§ Short problem: Identify the lines that contain the word "component", then copy them.

§ Extracted material:
-----

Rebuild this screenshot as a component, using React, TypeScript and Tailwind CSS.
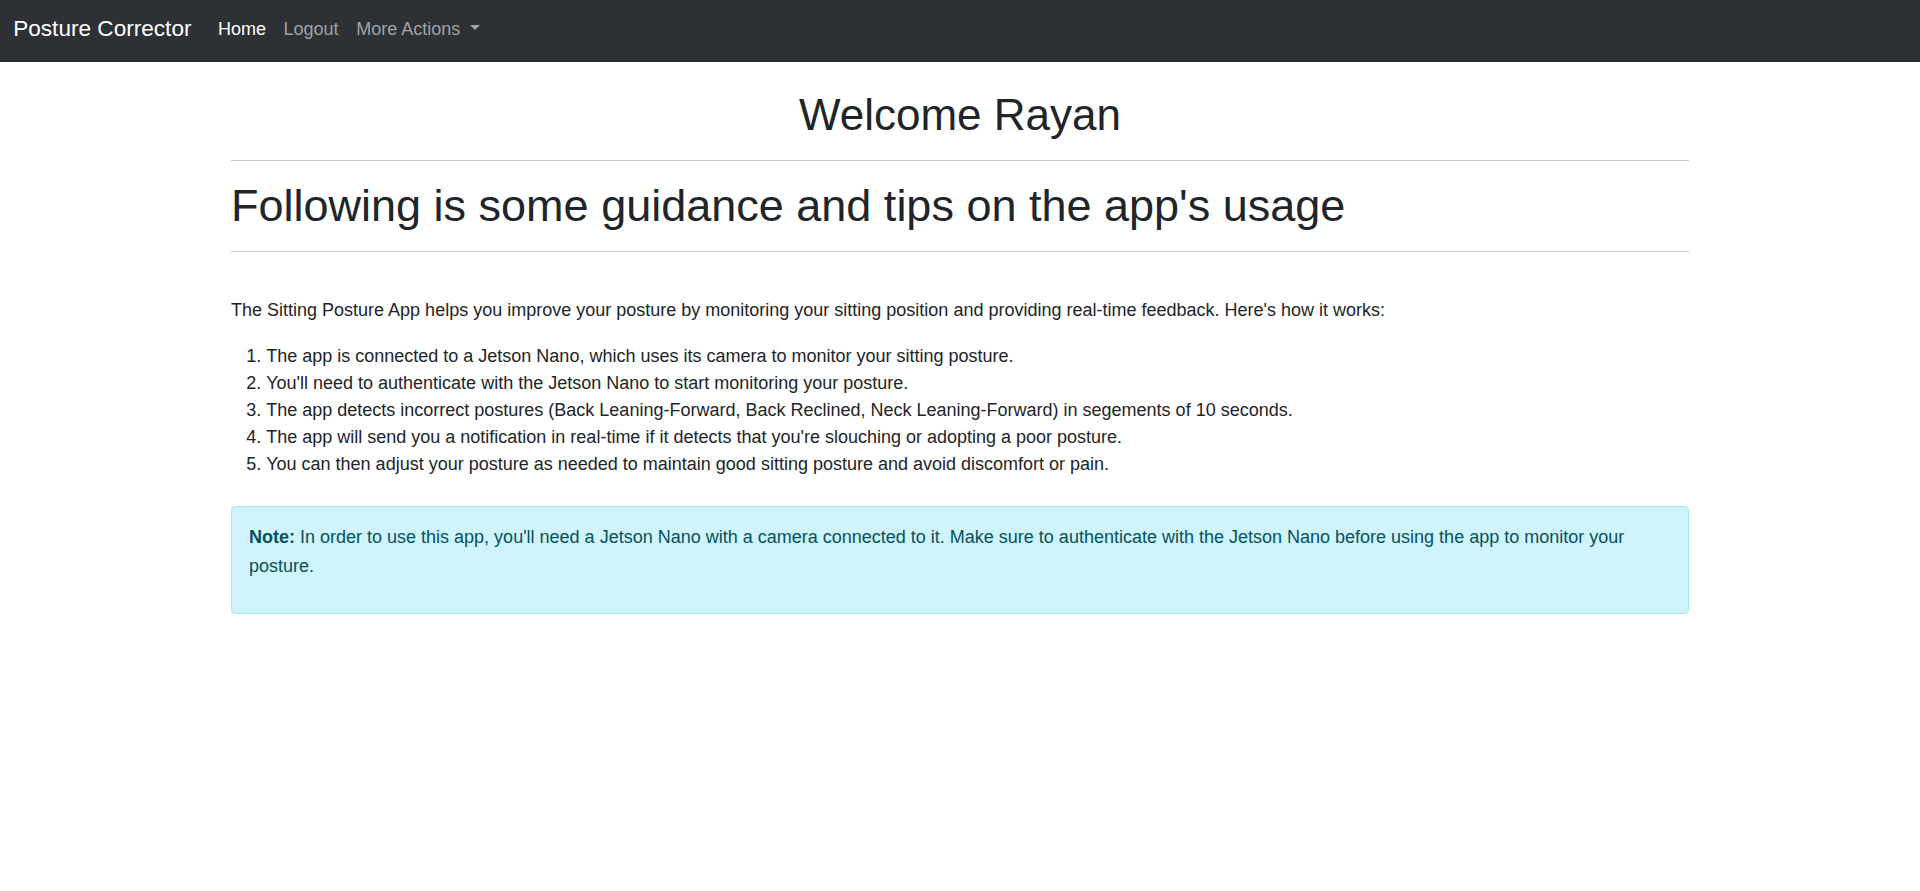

-----

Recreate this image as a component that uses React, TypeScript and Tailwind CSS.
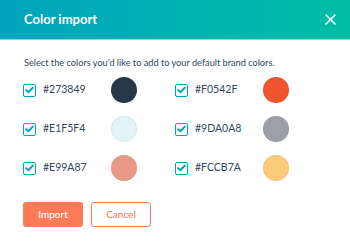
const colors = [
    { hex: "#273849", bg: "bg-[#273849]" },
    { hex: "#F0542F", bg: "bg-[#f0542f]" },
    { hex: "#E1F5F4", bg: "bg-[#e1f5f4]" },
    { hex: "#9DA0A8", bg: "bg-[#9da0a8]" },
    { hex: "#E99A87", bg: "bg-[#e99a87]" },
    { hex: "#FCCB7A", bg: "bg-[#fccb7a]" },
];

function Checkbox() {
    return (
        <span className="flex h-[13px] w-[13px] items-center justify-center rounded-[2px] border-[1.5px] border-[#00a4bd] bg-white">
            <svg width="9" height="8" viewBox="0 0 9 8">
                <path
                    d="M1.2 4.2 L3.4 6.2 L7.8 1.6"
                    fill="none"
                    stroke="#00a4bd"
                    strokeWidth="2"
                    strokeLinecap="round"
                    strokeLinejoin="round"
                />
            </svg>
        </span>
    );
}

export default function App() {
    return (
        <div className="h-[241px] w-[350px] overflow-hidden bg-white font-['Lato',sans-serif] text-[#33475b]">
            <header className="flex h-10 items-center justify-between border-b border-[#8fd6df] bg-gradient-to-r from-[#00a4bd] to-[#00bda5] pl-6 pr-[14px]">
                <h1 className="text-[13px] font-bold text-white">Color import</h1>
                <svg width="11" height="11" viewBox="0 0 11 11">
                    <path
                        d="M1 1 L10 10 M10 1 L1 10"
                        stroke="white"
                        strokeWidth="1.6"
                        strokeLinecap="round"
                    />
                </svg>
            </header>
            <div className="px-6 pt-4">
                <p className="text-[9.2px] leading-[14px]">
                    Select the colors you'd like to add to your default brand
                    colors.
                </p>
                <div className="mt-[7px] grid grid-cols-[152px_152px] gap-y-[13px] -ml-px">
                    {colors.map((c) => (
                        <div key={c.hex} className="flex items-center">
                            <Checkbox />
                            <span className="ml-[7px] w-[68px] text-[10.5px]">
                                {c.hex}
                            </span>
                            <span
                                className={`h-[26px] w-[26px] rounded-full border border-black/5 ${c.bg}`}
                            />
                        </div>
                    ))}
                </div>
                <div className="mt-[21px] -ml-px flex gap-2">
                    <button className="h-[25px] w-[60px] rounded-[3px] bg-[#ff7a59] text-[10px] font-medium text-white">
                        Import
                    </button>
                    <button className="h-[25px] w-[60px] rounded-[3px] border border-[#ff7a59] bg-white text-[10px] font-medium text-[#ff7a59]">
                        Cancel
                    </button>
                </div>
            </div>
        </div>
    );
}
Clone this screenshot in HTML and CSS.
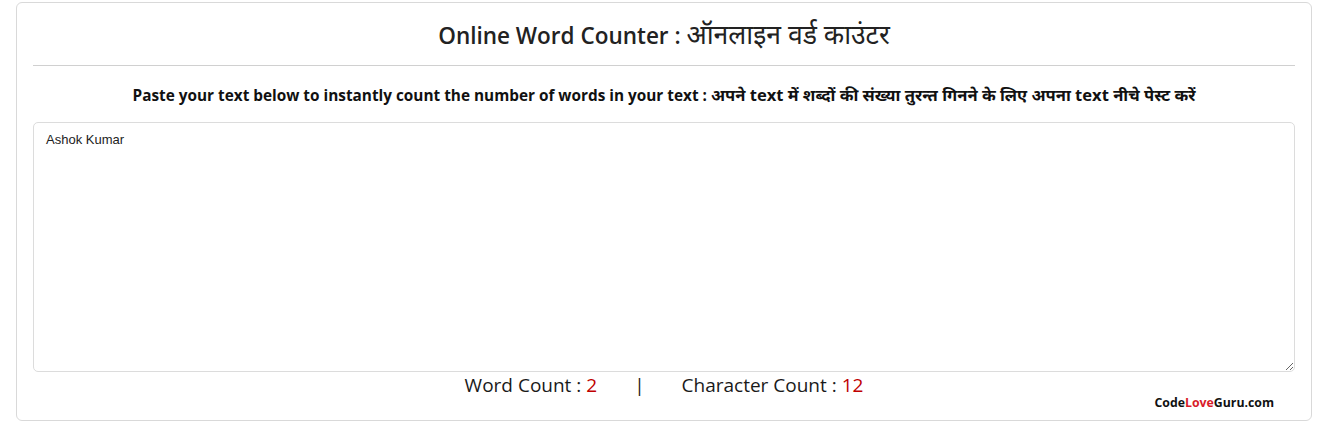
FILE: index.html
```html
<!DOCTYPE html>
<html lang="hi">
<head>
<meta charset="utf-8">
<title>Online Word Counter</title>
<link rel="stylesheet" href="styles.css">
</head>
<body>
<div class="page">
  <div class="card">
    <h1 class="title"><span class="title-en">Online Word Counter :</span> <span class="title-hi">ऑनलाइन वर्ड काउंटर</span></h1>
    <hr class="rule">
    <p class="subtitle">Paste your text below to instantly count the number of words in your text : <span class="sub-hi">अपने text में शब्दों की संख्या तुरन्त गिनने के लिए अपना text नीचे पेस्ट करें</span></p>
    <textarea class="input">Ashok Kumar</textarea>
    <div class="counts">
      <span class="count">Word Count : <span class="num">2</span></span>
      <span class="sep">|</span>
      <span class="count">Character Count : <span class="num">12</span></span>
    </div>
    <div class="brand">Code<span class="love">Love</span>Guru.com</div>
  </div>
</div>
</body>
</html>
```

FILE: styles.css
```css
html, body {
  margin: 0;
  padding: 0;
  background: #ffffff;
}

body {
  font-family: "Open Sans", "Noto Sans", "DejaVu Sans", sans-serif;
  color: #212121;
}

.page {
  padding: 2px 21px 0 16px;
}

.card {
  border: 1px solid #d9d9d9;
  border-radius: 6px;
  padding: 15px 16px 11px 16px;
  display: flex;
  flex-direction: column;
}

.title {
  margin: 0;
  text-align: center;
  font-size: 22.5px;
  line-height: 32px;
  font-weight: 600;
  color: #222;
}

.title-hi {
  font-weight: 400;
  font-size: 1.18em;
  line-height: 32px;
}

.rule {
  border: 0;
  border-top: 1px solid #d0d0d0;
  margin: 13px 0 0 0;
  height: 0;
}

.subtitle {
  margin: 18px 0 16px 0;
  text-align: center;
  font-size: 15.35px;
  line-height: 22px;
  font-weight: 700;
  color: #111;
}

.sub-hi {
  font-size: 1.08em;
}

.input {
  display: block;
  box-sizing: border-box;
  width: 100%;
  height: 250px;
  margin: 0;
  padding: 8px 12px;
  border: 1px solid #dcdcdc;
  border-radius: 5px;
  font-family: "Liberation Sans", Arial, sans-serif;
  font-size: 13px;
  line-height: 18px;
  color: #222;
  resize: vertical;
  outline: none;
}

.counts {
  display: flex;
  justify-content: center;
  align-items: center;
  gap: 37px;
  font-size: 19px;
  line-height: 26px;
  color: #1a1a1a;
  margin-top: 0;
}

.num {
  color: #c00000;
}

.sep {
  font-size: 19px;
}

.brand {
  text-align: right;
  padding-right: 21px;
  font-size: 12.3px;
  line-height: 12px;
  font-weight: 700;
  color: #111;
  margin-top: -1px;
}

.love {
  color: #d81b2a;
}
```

-----

§ Result:
Rebuild this screenshot as a component, using React, TypeScript and Tailwind CSS.
Recreate this image as a component that uses React, TypeScript and Tailwind CSS.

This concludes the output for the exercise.